4.9. In case of a delay of the Seller with the delivery, the Buyer shall be entitled to require a contractual penalty of 0.05 % of the purchase price for each day of such delay. The claim for damages shall not be affected thereby. In case of a delay of the Seller with the delivery, the Buyer shall be further entitled to withdraw from the Contract after the written notice to perform, by which the Buyer granted the Seller additional reasonable time and announced the possible consequences of failing to fulfill the notice. The Buyer shall be entitled to return to the Seller at the Seller´s expenses already delivered goods in case of withdrawal from the Contract.

 

5. Transfer of risk of damage

5.1. The risk of damage and ownership right to the goods are transferred to the Buyer as of the moment of the proper hand-over of the goods to the Buyer confirmed in the delivery note.

 

6. Dispatch, transport and insurance

6.1. Transport of the goods shall be ensured and executed to the Seller´s account and risk, unless before agreed otherwise in writing between the contracting parties.

6.2. The Seller shall be obliged to negotiate the insurance of the goods covering all ordinary risks that shall occur with relation to the transportation.

 

7. Warranty, liability for defects

7.1. The Seller shall be responsible that the goods are delivered in compliance with the quantity, quality, and other requirements under the Contract.

7.2. The Seller grants to the Buyer a quality warranty of 60 months as of the acceptance and receipt of perfect goods by the Buyer, unless a longer period is granted by law regarding the nature of the goods or unless its manufacturer grants a longer period. In this case, the Seller shall grant such a longer period to the Buyer.

7.3. The warranty period applicable to the electronic products (such as for example power panels, cooling units, fans, thermostats, electronic extinguishing systems, monitoring systems, etc.) shall start running as of the day of its installation.

7.4. The defects of the goods shall be deemed to be duly claimed at the moment of the delivery of the notice from the Buyer to the Seller´s registered office address or place of performance of the business as recorded in the public register.

7.5. In case of a warranty claim the Buyer shall be entitled to (at its own discretion), either:

  1. claim to have the defects of the goods eliminated by repair thereof, if possible with respect to the nature of the goods and the defects;
  2. claim delivery of new replacement for the goods that are defective or missing;
  3. claim a reasonable discount on the purchase price;
  4. withdraw from the Contract and claim repayment of the purchase price against the goods being returned.

7.6. The Buyer shall be entitled to claim the defects of the goods according to provision 7.3. of these Terms and Conditions without any consent of the Seller. The Buyer shall determine a reasonable period for the elimination of defects of the goods and delivery of new or missing goods. In case that the Seller fails to eliminate the defects of the goods or to deliver new or missing goods within the determined period, the Buyer shall be entitled to claim a discount on the purchase price or withdraw from the Contract.

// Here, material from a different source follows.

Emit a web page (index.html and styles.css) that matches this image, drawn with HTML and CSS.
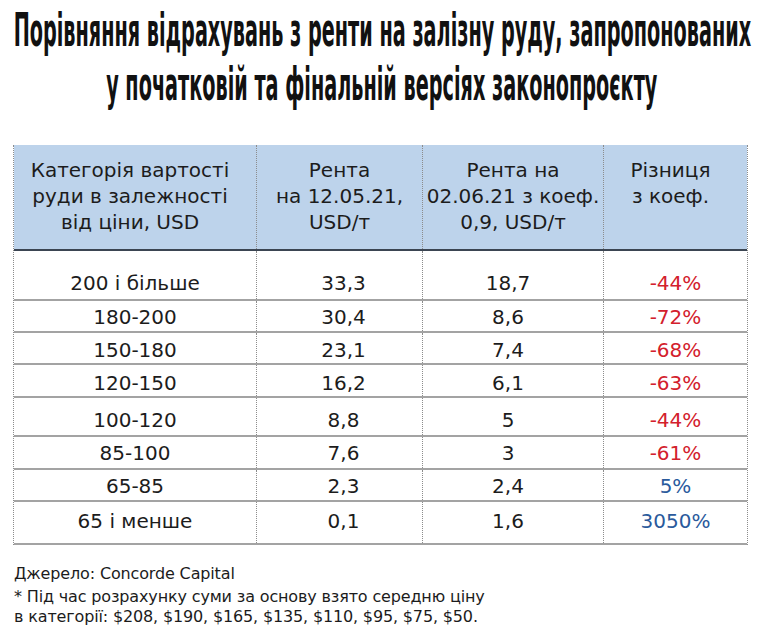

7.7. In case of the settlement of the warranty claim according to provision no. 7 paragraph 7.4. point a) or b) of these Terms and Conditions, the warranty period starts again in its full length running as of the day of the delivery of the fixed goods, or its replacement, by the Seller.

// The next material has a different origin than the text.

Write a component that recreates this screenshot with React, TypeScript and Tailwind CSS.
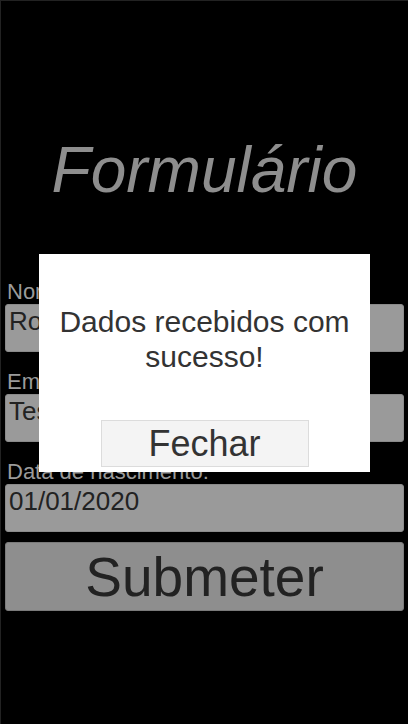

7.8. The Seller shall be obliged to pay to the Buyer compensation for damages incurring in connection with the delivery of the goods resulting from breach of the Seller´s obligations under the Contract and under law. The Seller shall be further obliged to compensate to the Buyer the damages claimed by the third persons in connection with the delivered goods resulting from the breach of contractual and lawful obligations from the side of the Seller. Liability for damages under this provision shall not expire at the moment of the termination of the contractual relationship between the Seller and the Buyer.

 

8. Maintaining confidentiality

8.1. The Seller shall be obliged to unconditionally maintain confidentiality regarding all information which has been disclosed to him in relation with business cooperation (especially in relation with the deliveries of the goods) with the Buyer and which shall be, with regard to the circumstances, deemed as subject to a business or company´s secret and which shall be maintained as confidential, excluding information already known from public sources.

 

9. Choice of ruling law, dispute resolution

9.1. Unless stated otherwise in particular provisions of these Terms and Conditions or unless otherwise resulting from the applicable law, the legal relationships of the contracting parties shall be governed by Act No. 513/1991 Coll., Commercial Code, as subsequently amended.

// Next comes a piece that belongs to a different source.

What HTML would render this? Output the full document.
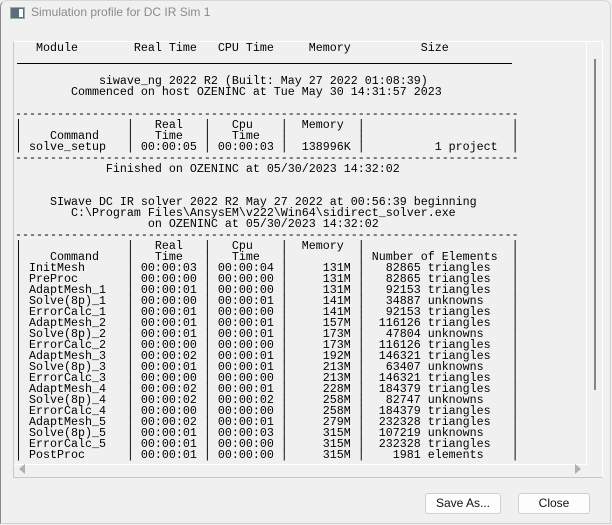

9.2. The Seller and the Buyer hereby undertake to solve all disputes that can arise between the contracting parties especially by the way of an out-of-court settlement.

9.3. In case the agreement is not reached, the Buyer shall be entitled to assert his rights before the courts which have the relevant territorial jurisdiction according to the location of the registered office as recorded in the Commercial register.

 

10. . Final provisions

10.1. Should one or more provisions of the Contract or these Terms and Conditions become either completely or partially invalid or unlawful, this fact has no effect on the validity or legality of the other provisions of the Contract or these Terms and Conditions. The contracting parties shall replace the invalid or unlawful provisions with the valid and lawful provisions which are, from its purpose the most approaching to those that are being replaced.

10.2. Any preceding agreements and correspondence between the parties, insofar not included in the Contract or in these terms and Conditions lose its validity and legal bindingness.

10.3. These Terms and Conditions are valid from 1st March 2012, while the Terms and Conditions for the contracting parties are at any time valid in the version being published on the websites of the Buyer (www.conteg.com) on the day of the conclusion of the Contract.